Replotted %siliciclastic data from Lakes Upper Kitandara and Lac du Speke, with permission. As a proxy for the extent to which a lake was glaciated, these records depict relative glacial stability in the centuries leading up to the present decline beginning ~1870 (fluctuations in the early part of the last millennium should be interpreted with caution; see original scientific work). (Russell et al., 2009)
Taken altogether, some consensus is emerging that Rwenzori glaciers are melting today mostly as a result of rising air temperature. A recent study has revealed that temperatures in the tropics increased more dramatically at high elevations compared to low elevations during the last glacial maximum (Loomis et al., 2017). If we can expect the same today, in our warming world, it would spell amplified warming in the high-altitude Rwenzori mountains—warming that the glaciers likely cannot withstand.
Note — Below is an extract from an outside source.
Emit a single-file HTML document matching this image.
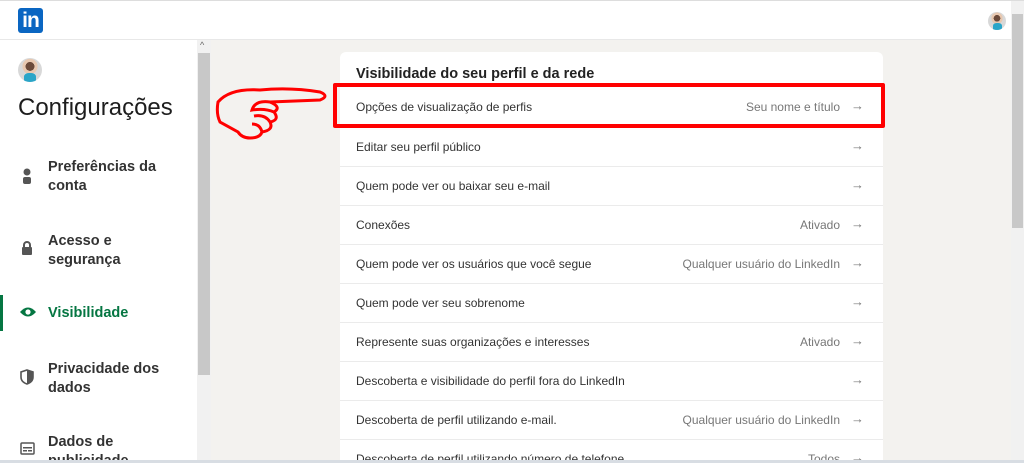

Indeed, a prominent study of ice core records from Kilimanjaro gives tropical African glaciers only another ten years (Thompson, 2002).
Conclusion: Snow-Capped No More
An essay on the Rwenzori in the Western imagination concludes:
Ironically, the hopes of local Rwenzori communities are not only linked to the return of peace [following conflict in the Great Lakes region], but also a continuation of colonial myths about the Mountains of the Moon. In order to draw tourists and attract development, the Rwenzori will in all likelihood continue to be inscribed with a Western history that obscures local cultural knowledge, traditions, and histories.” (Wittenberg, 2007)
Climate change may call this obfuscating history and the tourism it promotes into question. As time passes, the disappearance of the glaciers will render Stanley’s “lofty mountain king, clad in its pure white raiment of snow” a more distant memory (Stanley, 1890). Just what this portends for Bakonzo cosmology, mountaineering, and tourism is today unclear. Yet it is no small irony that modern Rwenzori could face grave climate challenges from the conquest, dominion, and industrialization of the world by the Global North—the same processes that gave rise to a dependence on foreign capital in the first place in this unique mountain kingdom.